--- DATA LISTING ---
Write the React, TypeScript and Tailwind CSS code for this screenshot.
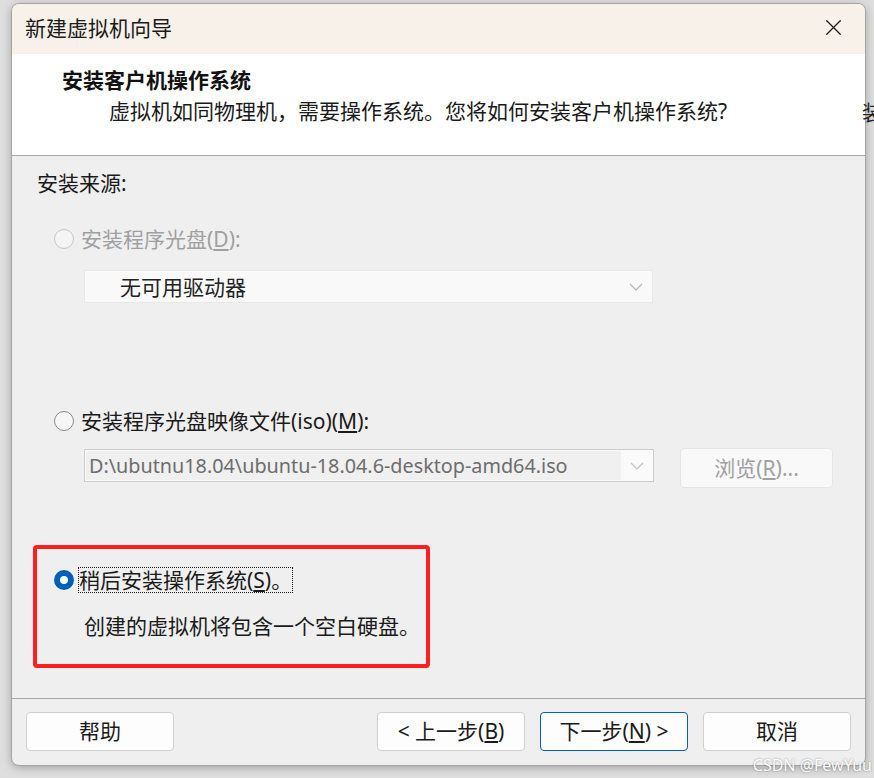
import { X } from "lucide-react";

const font = "font-['Noto_Sans','Noto_Sans_CJK_SC',sans-serif]";

function Chevron({ color = "#b4b4b4" }: { color?: string }) {
  return (
    <svg width="14" height="8" viewBox="0 0 14 8">
      <polyline points="1,1 7,7 13,1" fill="none" stroke={color} strokeWidth="1.2" />
    </svg>
  );
}

function Radio({ state }: { state: "disabled" | "off" | "on" }) {
  if (state === "on") {
    return (
      <span className="flex h-[20px] w-[20px] items-center justify-center rounded-full bg-[#005fb8]">
        <span className="h-[8px] w-[8px] rounded-full bg-white" />
      </span>
    );
  }
  return (
    <span
      className={
        state === "disabled"
          ? "h-[20px] w-[20px] rounded-full border border-[#c6c6c6] bg-[#f4f4f4]"
          : "h-[20px] w-[20px] rounded-full border border-[#8a8a8a] bg-[#f7f7f7]"
      }
    />
  );
}

function FooterButton({ children, primary }: { children: React.ReactNode; primary?: boolean }) {
  return (
    <button
      className={
        "flex h-[39px] w-[148px] items-center justify-center rounded-[4px] bg-[#fdfdfd] text-[21px] leading-[28px] text-[#1a1a1a] " +
        (primary ? "border border-[#005fb8]" : "border border-[#d0d0d0]")
      }
    >
      {children}
    </button>
  );
}

export default function App() {
  return (
    <div className={"relative h-[778px] w-[874px] overflow-hidden bg-[#dedede] pl-[11px] pt-[3px] " + font}>
      <span className="absolute right-[-9px] top-[98px] text-[21px] leading-[28px] text-[#222]">装</span>

      <div className="flex h-[763px] w-[855px] flex-col overflow-hidden rounded-[8px] border border-[#a4a4a4] bg-[#efefef] shadow-[0_2px_8px_rgba(0,0,0,0.25)]">
        {/* title bar */}
        <div className="flex h-[50px] shrink-0 items-center justify-between bg-[#f7f1ea] pb-[3px] pl-[13px] pr-[18px]">
          <span className="text-[21px] leading-[28px] text-[#1a1a1a]">新建虚拟机向导</span>
          <X size={27} strokeWidth={1.1} color="#1a1a1a" />
        </div>

        {/* header */}
        <div className="flex h-[102px] shrink-0 flex-col border-b border-[#a8a8a8] bg-white pt-[12px]">
          <span className="pl-[50px] text-[21px] font-bold leading-[28px] text-[#111]">安装客户机操作系统</span>
          <span className="mt-[3px] pl-[97px] text-[21px] leading-[28px] text-[#1a1a1a]">
            虚拟机如同物理机，需要操作系统。您将如何安装客户机操作系统?
          </span>
        </div>

        {/* body */}
        <div className="relative flex flex-1 flex-col pl-[25px] pt-[13px] text-[21px] leading-[28px] text-[#1a1a1a]">
          <span>安装来源:</span>

          <div className="mt-[28px] flex items-center gap-[7px] pl-[17px] text-[#a0a0a0]">
            <Radio state="disabled" />
            <span>
              安装程序光盘(<u>D</u>):
            </span>
          </div>

          <div className="ml-[47px] mt-[17px] flex h-[33px] w-[569px] items-center justify-between border border-[#e8e8e8] bg-[#f9f9f9] pl-[35px] pr-[9px]">
            <span className="text-[#222]">无可用驱动器</span>
            <Chevron />
          </div>

          <div className="mt-[104px] flex items-center gap-[7px] pl-[17px]">
            <Radio state="off" />
            <span>
              安装程序光盘映像文件(iso)(<u>M</u>):
            </span>
          </div>

          <div className="mt-[13px] flex items-start">
            <div className="ml-[47px] mt-[1px] flex h-[33px] w-[570px] items-center border border-[#cccccc] bg-[#fafafa] p-[1px]">
              <span className="flex h-full w-[535px] items-center bg-[#f0f0f0] pl-[3px] text-[19.8px] text-[#6d6d6d]">
                D:\ubutnu18.04\ubuntu-18.04.6-desktop-amd64.iso
              </span>
              <span className="flex flex-1 justify-center">
                <Chevron color="#c0c0c0" />
              </span>
            </div>
            <button className="ml-[26px] flex h-[40px] w-[153px] items-center justify-center rounded-[4px] border border-[#e6e6e6] bg-[#f9f9f9] text-[21px] text-[#a0a0a0]">
              浏览(<u>R</u>)...
            </button>
          </div>

          <div className="mt-[79px] flex items-center gap-[4px] pl-[17px]">
            <Radio state="on" />
            <span className="flex h-[26px] items-center border border-dotted border-[#1a1a1a]">
              稍后安装操作系统(<u>S</u>)。
            </span>
          </div>

          <span className="mt-[19px] pl-[47px]">创建的虚拟机将包含一个空白硬盘。</span>

          <div className="pointer-events-none absolute left-[21px] top-[389px] h-[123px] w-[397px] rounded-[4px] border-4 border-[#ff1f1f]" />
        </div>

        {/* footer */}
        <div className="flex h-[67px] shrink-0 items-center justify-between border-t border-[#a8a8a8] pb-[2px] pl-[14px] pr-[14px]">
          <FooterButton>帮助</FooterButton>
          <div className="flex gap-[15px]">
            <FooterButton>
              &lt; 上一步(<u>B</u>)
            </FooterButton>
            <FooterButton primary>
              下一步(<u>N</u>) &gt;
            </FooterButton>
            <FooterButton>取消</FooterButton>
          </div>
        </div>
      </div>

      <span className="absolute bottom-[4px] right-[2px] text-[16px] leading-[18px] text-white [text-shadow:0_0_2px_rgba(0,0,0,0.45)]">
        CSDN @FewYuu
      </span>
    </div>
  );
}
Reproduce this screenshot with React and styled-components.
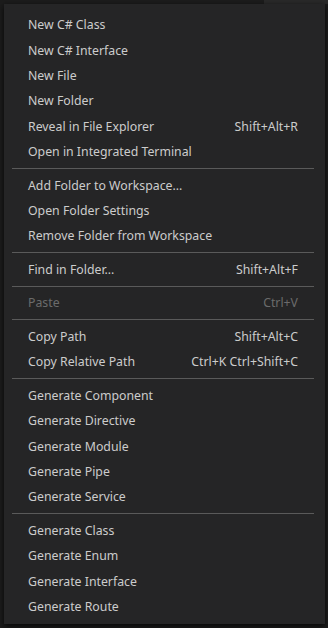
import React from 'react'
import styled, { createGlobalStyle } from 'styled-components'

const Global = createGlobalStyle`
  html, body {
    margin: 0;
    padding: 0;
    background: #1c1c1c;
  }
  body {
    font-family: "Noto Sans", "Open Sans", sans-serif;
  }
`

const Page = styled.div`
  width: 328px;
  height: 628px;
  padding: 4px 3px 4px 4px;
  box-sizing: border-box;
  background: linear-gradient(to right, #1c1c1c 264px, #2a2a2a 264px) top / 100% 4px no-repeat;
`

const Menu = styled.ul`
  list-style: none;
  margin: 0;
  padding: 8px 0 4px;
  height: 620px;
  box-sizing: border-box;
  background: #252526;
  box-shadow: 0 2px 6px rgba(0, 0, 0, 0.8);
  color: #cccccc;
  font-size: 12.3px;
`

const Item = styled.li`
  display: flex;
  align-items: center;
  justify-content: space-between;
  height: 25.4px;
  padding: 0 27px 0 24px;
  color: ${p => (p.disabled ? '#6b6b6b' : '#cccccc')};
  white-space: nowrap;
`

const Key = styled.span`
  margin-left: 20px;
`

const Separator = styled.li`
  height: 8.1px;
  display: flex;
  align-items: center;
  padding: 0 11px 0 8px;
  &::after {
    content: '';
    flex: 1;
    height: 1px;
    background: #5a5a5a;
  }
`

const groups = [
  [
    ['New C# Class'],
    ['New C# Interface'],
    ['New File'],
    ['New Folder'],
    ['Reveal in File Explorer', 'Shift+Alt+R'],
    ['Open in Integrated Terminal'],
  ],
  [['Add Folder to Workspace...'], ['Open Folder Settings'], ['Remove Folder from Workspace']],
  [['Find in Folder...', 'Shift+Alt+F']],
  [['Paste', 'Ctrl+V', true]],
  [
    ['Copy Path', 'Shift+Alt+C'],
    ['Copy Relative Path', 'Ctrl+K Ctrl+Shift+C'],
  ],
  [
    ['Generate Component'],
    ['Generate Directive'],
    ['Generate Module'],
    ['Generate Pipe'],
    ['Generate Service'],
  ],
  [['Generate Class'], ['Generate Enum'], ['Generate Interface'], ['Generate Route']],
]

export default function App() {
  return (
    <Page>
      <Global />
      <Menu>
        {groups.map((group, gi) => (
          <React.Fragment key={gi}>
            {gi > 0 && <Separator />}
            {group.map(([label, key, disabled]) => (
              <Item key={label} disabled={disabled}>
                <span>{label}</span>
                {key && <Key>{key}</Key>}
              </Item>
            ))}
          </React.Fragment>
        ))}
      </Menu>
    </Page>
  )
}
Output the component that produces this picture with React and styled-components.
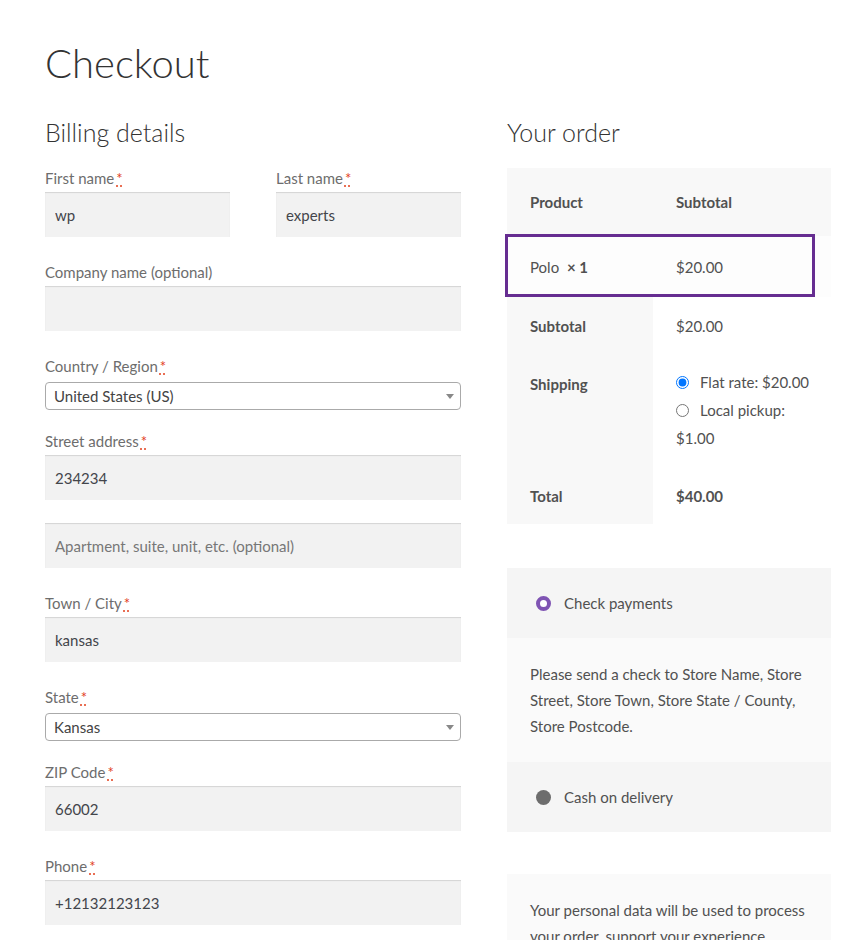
import React from "react"
import styled, { createGlobalStyle } from "styled-components"

const GlobalStyle = createGlobalStyle`
  body {
    margin: 0;
    background: #fff;
    font-family: Lato, "Noto Sans", sans-serif;
    font-size: 15px;
    color: #515151;
  }
  * { box-sizing: border-box; }
`

const Page = styled.div`
  padding: 36px 27px 0 45px;
  width: 858px;
  height: 940px;
  overflow: hidden;
`

const Title = styled.h1`
  margin: 0 0 26px;
  font-size: 40px;
  font-weight: 300;
  line-height: 54px;
  color: #333;
`

const Columns = styled.div`
  display: flex;
  gap: 46px;
`

const Column = styled.div`
  width: ${(p) => p.w}px;
  flex-shrink: 0;
`

const Heading = styled.h3`
  margin: 0 0 20px;
  font-size: 25px;
  font-weight: 300;
  line-height: 32px;
  color: #333;
`

const Pair = styled.div`
  display: flex;
  justify-content: space-between;
`

const Field = styled.div`
  width: ${(p) => (p.half ? "185px" : "100%")};
  margin-bottom: ${(p) => p.mb ?? 25}px;
`

const Label = styled.label`
  display: block;
  line-height: 20px;
  margin-bottom: ${(p) => (p.select ? 6 : 4)}px;
  color: #6d6d6d;
`

const Req = styled.abbr`
  color: #e2401c;
  text-decoration: underline dotted #e2401c;
  text-underline-offset: 2px;
  margin-left: 2px;
`

const Input = styled.input`
  display: block;
  width: 100%;
  height: 45px;
  border: 0;
  padding: 0 10px;
  background: #f2f2f2;
  box-shadow: inset 0 1px 1px rgba(0, 0, 0, 0.125);
  font: inherit;
  color: #43454b;
  outline: none;
  &::placeholder {
    color: #777;
  }
`

const SelectBox = styled.div`
  position: relative;
  height: 28px;
  border: 1px solid #aaa;
  border-radius: 4px;
  padding: 0 20px 0 8px;
  line-height: 26px;
  color: #444;
  &::after {
    content: "";
    position: absolute;
    right: 6px;
    top: 11px;
    border-style: solid;
    border-width: 5px 4px 0 4px;
    border-color: #888 transparent transparent transparent;
  }
`

const OrderTable = styled.div`
  line-height: 20px;
`

const Row = styled.div`
  display: flex;
  position: relative;
  background: ${(p) => p.bg || "#fff"};
`

const Cell = styled.div`
  flex: ${(p) => (p.head ? "0 0 146px" : "1")};
  padding: ${(p) => p.pad || "19px 23px"};
  background: ${(p) => p.bg || "transparent"};
  font-weight: ${(p) => (p.bold ? 700 : 400)};
`

const Highlight = styled.div`
  position: absolute;
  left: -2px;
  top: -2px;
  width: 310px;
  bottom: 0;
  border: 3px solid #662d91;
  pointer-events: none;
`

const ShipList = styled.ul`
  list-style: none;
  margin: 0;
  padding: 0;
  line-height: 28px;
  li {
    margin: 0;
  }
  input {
    margin: 0 11px 0 0;
    width: 13px;
    height: 13px;
    vertical-align: -1px;
  }
`

const Qty = styled.strong`
  margin-left: 4px;
  font-weight: 700;
`

const Payment = styled.div`
  margin-top: 44px;
`

const Method = styled.div`
  display: flex;
  align-items: center;
  height: 70px;
  padding-left: 29px;
  background: #f5f5f5;
  gap: 13px;
`

const Dot = styled.span`
  width: 15px;
  height: 15px;
  border-radius: 50%;
  background: ${(p) => (p.on ? "#fff" : "#6d6d6d")};
  border: ${(p) => (p.on ? "4px solid #7f54b3" : "0")};
`

const Box = styled.div`
  padding: 23px 23px;
  background: #fafafa;
  line-height: 26px;
  margin-top: ${(p) => p.mt || 0}px;
`

export default function App() {
  return (
    <Page>
      <GlobalStyle />
      <Title>Checkout</Title>
      <Columns>
        <Column w={416}>
          <Heading>Billing details</Heading>
          <Pair>
            <Field half>
              <Label>
                First name<Req title="required">*</Req>
              </Label>
              <Input defaultValue="wp" />
            </Field>
            <Field half>
              <Label>
                Last name<Req title="required">*</Req>
              </Label>
              <Input defaultValue="experts" />
            </Field>
          </Pair>
          <Field>
            <Label>Company name (optional)</Label>
            <Input />
          </Field>
          <Field mb={21}>
            <Label select>
              Country / Region<Req title="required">*</Req>
            </Label>
            <SelectBox>United States (US)</SelectBox>
          </Field>
          <Field mb={23}>
            <Label>
              Street address<Req title="required">*</Req>
            </Label>
            <Input defaultValue="234234" />
          </Field>
          <Field>
            <Input placeholder="Apartment, suite, unit, etc. (optional)" />
          </Field>
          <Field>
            <Label>
              Town / City<Req title="required">*</Req>
            </Label>
            <Input defaultValue="kansas" />
          </Field>
          <Field mb={21}>
            <Label select>
              State<Req title="required">*</Req>
            </Label>
            <SelectBox>Kansas</SelectBox>
          </Field>
          <Field>
            <Label>
              ZIP Code<Req title="required">*</Req>
            </Label>
            <Input defaultValue="66002" />
          </Field>
          <Field>
            <Label>
              Phone<Req title="required">*</Req>
            </Label>
            <Input defaultValue="+12132123123" />
          </Field>
        </Column>

        <Column w={324}>
          <Heading>Your order</Heading>
          <OrderTable>
            <Row bg="#f8f8f8">
              <Cell head bold pad="24px 23px">Product</Cell>
              <Cell bold pad="24px 23px">Subtotal</Cell>
            </Row>
            <Row bg="#fdfdfd">
              <Cell head pad="21px 23px 20px">
                Polo <Qty>× 1</Qty>
              </Cell>
              <Cell pad="21px 23px 20px">$20.00</Cell>
              <Highlight />
            </Row>
            <Row>
              <Cell head bg="#f8f8f8" bold pad="19px 23px">Subtotal</Cell>
              <Cell pad="19px 23px">$20.00</Cell>
            </Row>
            <Row>
              <Cell head bg="#f8f8f8" bold pad="19px 23px">Shipping</Cell>
              <Cell pad="13px 8px 15px 23px">
                <ShipList>
                  <li>
                    <input type="radio" name="ship" defaultChecked />
                    Flat rate: $20.00
                  </li>
                  <li>
                    <input type="radio" name="ship" />
                    Local pickup: $1.00
                  </li>
                </ShipList>
              </Cell>
            </Row>
            <Row>
              <Cell head bg="#f8f8f8" bold pad="19px 23px 18px">Total</Cell>
              <Cell bold pad="19px 23px 18px">$40.00</Cell>
            </Row>
          </OrderTable>

          <Payment>
            <Method>
              <Dot on />
              Check payments
            </Method>
            <Box>
              Please send a check to Store Name, Store Street, Store Town, Store
              State / County, Store Postcode.
            </Box>
            <Method>
              <Dot />
              Cash on delivery
            </Method>
          </Payment>

          <Box mt={42}>
            Your personal data will be used to process your order, support your
            experience throughout this website, and for other purposes described
            in our privacy policy.
          </Box>
        </Column>
      </Columns>
    </Page>
  )
}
---
** WHAT THIS TASK INVOLVES **
Every line holding "with" should be copied out.

** OUTPUT FOR THIS EXERCISE **
Reproduce this screenshot with React and styled-components.
Output the component that produces this picture with React and styled-components.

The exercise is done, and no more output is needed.